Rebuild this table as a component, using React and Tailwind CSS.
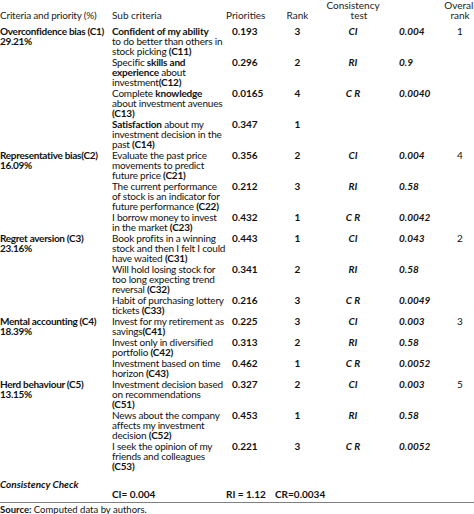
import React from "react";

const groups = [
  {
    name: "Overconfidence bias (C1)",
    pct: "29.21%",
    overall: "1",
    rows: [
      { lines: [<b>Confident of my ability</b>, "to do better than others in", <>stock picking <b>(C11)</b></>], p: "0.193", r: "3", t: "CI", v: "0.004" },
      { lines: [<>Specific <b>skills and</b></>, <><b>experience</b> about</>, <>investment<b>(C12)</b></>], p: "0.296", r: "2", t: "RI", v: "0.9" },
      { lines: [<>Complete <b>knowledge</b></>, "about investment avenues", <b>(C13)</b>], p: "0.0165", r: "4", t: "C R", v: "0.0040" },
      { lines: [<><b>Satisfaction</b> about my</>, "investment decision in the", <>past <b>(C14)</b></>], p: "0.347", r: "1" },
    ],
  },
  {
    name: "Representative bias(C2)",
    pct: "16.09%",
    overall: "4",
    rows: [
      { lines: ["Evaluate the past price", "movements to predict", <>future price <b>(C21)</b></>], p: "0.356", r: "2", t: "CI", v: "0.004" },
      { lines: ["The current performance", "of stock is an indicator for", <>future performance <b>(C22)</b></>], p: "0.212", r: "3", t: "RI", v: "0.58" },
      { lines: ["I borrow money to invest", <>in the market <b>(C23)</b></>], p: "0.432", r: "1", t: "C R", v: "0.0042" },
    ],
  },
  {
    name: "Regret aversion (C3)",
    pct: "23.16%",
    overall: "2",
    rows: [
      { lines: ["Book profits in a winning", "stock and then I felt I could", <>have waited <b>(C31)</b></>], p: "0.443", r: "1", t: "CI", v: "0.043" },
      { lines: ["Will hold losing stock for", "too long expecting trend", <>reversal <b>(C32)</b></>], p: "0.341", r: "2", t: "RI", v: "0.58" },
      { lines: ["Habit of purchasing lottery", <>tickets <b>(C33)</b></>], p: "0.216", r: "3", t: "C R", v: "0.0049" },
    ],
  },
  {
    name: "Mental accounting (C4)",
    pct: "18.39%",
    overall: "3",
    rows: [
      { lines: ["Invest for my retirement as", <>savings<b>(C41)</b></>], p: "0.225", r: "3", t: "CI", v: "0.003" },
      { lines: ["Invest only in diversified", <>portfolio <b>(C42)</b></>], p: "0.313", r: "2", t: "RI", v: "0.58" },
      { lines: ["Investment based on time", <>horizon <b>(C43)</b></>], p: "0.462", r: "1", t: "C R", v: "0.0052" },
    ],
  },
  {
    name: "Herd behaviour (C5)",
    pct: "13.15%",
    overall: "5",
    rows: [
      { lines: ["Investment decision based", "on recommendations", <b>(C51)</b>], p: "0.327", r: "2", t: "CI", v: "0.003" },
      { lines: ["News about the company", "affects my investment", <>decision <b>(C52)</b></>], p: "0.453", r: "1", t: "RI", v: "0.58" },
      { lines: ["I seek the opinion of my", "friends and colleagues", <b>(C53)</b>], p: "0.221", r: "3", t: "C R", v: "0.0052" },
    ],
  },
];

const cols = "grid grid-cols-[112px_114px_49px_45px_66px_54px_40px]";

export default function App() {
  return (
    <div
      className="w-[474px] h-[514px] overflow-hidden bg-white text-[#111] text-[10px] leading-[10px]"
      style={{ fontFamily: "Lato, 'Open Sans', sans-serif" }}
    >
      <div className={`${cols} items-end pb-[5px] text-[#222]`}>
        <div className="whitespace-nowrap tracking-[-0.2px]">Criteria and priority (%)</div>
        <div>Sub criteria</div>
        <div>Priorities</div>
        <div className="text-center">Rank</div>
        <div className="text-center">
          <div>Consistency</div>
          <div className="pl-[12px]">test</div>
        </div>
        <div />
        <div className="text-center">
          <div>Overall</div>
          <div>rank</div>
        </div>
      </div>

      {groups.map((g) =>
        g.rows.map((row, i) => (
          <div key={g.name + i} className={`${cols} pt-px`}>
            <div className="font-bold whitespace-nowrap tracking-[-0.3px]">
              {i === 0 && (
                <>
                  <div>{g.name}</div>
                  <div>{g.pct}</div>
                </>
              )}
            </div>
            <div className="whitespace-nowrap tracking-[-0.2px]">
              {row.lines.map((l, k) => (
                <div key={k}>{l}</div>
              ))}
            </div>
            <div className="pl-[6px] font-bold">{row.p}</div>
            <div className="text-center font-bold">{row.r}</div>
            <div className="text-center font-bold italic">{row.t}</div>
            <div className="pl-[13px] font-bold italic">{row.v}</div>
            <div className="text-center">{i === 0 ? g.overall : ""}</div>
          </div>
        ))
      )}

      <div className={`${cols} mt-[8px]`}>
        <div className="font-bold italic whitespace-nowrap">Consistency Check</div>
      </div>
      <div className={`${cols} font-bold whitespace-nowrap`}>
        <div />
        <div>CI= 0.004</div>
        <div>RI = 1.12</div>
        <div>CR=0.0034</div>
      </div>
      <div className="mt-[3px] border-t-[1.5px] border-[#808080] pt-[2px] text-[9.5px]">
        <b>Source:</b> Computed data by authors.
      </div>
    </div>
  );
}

########

**EXERCISE:** Only the lines from the top of the data through the line with "import React from" should be quoted, exactly and with both ends kept; skip the pictures.

**THE ANSWER:**
Rebuild this table as a component, using React and Tailwind CSS.
import React from "react";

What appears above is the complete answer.